→ **Exercise directions**
Find all lines in the records that include the word "components", and copy them out.

Start The data

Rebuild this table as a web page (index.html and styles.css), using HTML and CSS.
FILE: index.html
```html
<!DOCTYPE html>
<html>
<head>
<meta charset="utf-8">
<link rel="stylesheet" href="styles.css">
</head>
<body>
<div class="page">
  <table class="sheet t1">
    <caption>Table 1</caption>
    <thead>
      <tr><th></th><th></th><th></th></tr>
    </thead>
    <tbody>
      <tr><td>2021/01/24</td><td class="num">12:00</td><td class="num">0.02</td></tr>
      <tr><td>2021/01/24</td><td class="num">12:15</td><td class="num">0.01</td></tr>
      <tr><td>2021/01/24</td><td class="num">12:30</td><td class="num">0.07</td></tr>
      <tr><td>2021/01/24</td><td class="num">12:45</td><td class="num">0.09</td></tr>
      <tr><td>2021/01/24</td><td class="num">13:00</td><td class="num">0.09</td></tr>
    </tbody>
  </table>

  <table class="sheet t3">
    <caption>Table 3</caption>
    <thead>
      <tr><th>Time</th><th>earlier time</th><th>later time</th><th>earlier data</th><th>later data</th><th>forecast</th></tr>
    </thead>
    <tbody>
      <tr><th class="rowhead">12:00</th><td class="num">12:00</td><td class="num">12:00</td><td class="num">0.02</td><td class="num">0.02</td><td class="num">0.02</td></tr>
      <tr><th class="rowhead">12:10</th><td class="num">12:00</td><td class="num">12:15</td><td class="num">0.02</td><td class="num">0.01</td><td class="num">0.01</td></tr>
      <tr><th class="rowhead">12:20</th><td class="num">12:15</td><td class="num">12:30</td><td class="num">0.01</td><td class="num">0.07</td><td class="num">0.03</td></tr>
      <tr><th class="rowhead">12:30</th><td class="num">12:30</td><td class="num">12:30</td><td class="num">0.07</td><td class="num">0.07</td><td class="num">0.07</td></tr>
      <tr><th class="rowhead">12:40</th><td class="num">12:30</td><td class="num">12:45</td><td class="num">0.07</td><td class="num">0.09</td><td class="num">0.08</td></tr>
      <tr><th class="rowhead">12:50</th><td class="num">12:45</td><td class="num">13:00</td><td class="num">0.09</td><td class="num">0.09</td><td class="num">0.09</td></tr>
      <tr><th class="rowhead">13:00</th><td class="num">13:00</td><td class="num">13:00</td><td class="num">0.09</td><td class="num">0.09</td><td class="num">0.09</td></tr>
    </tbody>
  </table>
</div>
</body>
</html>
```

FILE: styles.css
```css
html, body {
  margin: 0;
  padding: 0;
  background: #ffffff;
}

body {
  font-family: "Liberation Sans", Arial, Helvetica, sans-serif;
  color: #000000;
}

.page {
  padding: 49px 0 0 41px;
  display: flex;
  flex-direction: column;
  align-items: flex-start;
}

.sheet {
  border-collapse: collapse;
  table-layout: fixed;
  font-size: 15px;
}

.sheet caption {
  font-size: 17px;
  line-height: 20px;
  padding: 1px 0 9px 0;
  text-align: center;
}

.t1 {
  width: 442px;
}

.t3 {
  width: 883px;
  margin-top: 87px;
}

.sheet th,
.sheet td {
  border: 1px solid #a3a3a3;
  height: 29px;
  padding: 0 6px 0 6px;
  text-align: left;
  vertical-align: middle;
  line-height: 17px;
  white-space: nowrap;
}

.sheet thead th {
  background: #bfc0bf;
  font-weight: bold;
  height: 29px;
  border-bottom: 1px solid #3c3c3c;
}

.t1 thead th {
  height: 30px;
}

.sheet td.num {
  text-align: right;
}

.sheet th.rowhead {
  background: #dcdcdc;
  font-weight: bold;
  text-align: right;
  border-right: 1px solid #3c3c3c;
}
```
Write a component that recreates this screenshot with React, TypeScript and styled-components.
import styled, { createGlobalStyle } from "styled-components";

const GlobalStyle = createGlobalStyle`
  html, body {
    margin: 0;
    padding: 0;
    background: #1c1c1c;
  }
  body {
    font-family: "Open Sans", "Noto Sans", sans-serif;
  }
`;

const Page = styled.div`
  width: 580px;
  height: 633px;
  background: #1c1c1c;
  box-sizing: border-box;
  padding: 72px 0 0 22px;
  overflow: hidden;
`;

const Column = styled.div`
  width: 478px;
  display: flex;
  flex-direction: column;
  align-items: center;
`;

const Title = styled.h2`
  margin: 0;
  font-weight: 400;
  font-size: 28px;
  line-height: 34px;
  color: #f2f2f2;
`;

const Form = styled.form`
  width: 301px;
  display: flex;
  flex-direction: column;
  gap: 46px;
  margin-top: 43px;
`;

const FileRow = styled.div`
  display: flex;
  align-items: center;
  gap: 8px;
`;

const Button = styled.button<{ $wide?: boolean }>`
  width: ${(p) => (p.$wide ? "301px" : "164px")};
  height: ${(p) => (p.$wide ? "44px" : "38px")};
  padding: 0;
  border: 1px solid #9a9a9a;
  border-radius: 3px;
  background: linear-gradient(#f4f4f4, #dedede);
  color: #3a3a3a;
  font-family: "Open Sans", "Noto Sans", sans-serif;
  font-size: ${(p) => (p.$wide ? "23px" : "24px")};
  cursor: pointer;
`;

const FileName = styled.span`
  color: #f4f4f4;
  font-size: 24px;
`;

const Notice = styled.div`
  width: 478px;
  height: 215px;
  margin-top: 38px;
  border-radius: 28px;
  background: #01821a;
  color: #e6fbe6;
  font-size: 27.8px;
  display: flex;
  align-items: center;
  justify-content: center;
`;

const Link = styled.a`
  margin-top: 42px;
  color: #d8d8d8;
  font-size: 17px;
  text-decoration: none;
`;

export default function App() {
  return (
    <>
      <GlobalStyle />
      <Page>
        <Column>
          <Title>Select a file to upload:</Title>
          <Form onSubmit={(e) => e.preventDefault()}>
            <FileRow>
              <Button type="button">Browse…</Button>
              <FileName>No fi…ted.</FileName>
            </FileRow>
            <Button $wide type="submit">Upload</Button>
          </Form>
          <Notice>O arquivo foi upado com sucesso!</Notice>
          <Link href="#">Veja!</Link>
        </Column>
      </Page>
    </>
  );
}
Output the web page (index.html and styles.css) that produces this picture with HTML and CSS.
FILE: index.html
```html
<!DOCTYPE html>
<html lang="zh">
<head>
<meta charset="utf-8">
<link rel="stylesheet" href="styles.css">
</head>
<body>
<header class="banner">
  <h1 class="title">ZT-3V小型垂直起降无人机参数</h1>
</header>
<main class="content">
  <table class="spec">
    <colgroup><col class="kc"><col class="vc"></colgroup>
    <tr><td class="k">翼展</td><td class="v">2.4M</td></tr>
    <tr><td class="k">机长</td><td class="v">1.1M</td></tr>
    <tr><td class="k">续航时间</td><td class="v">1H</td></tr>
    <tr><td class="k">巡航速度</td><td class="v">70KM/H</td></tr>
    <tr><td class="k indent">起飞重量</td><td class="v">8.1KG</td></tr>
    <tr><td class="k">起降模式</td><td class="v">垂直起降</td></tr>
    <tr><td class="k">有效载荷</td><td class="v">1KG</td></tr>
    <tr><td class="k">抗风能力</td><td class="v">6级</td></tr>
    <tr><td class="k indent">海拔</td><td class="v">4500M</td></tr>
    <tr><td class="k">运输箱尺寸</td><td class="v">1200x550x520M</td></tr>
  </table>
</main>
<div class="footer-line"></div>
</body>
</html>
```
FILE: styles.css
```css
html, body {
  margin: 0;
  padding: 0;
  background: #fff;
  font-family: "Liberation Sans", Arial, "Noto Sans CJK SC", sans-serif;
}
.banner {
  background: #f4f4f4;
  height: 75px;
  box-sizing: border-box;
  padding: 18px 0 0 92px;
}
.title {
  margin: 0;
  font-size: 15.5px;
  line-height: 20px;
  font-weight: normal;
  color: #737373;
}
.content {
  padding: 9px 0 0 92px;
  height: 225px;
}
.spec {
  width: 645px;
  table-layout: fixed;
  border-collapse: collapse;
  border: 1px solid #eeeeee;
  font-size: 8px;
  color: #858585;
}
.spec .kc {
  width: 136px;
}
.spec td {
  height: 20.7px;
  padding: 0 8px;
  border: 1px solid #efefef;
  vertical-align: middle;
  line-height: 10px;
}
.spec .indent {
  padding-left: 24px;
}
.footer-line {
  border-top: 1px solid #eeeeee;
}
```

End The data

→ **Result**
Write a component that recreates this screenshot with React, TypeScript and styled-components.
import styled, { createGlobalStyle } from "styled-components";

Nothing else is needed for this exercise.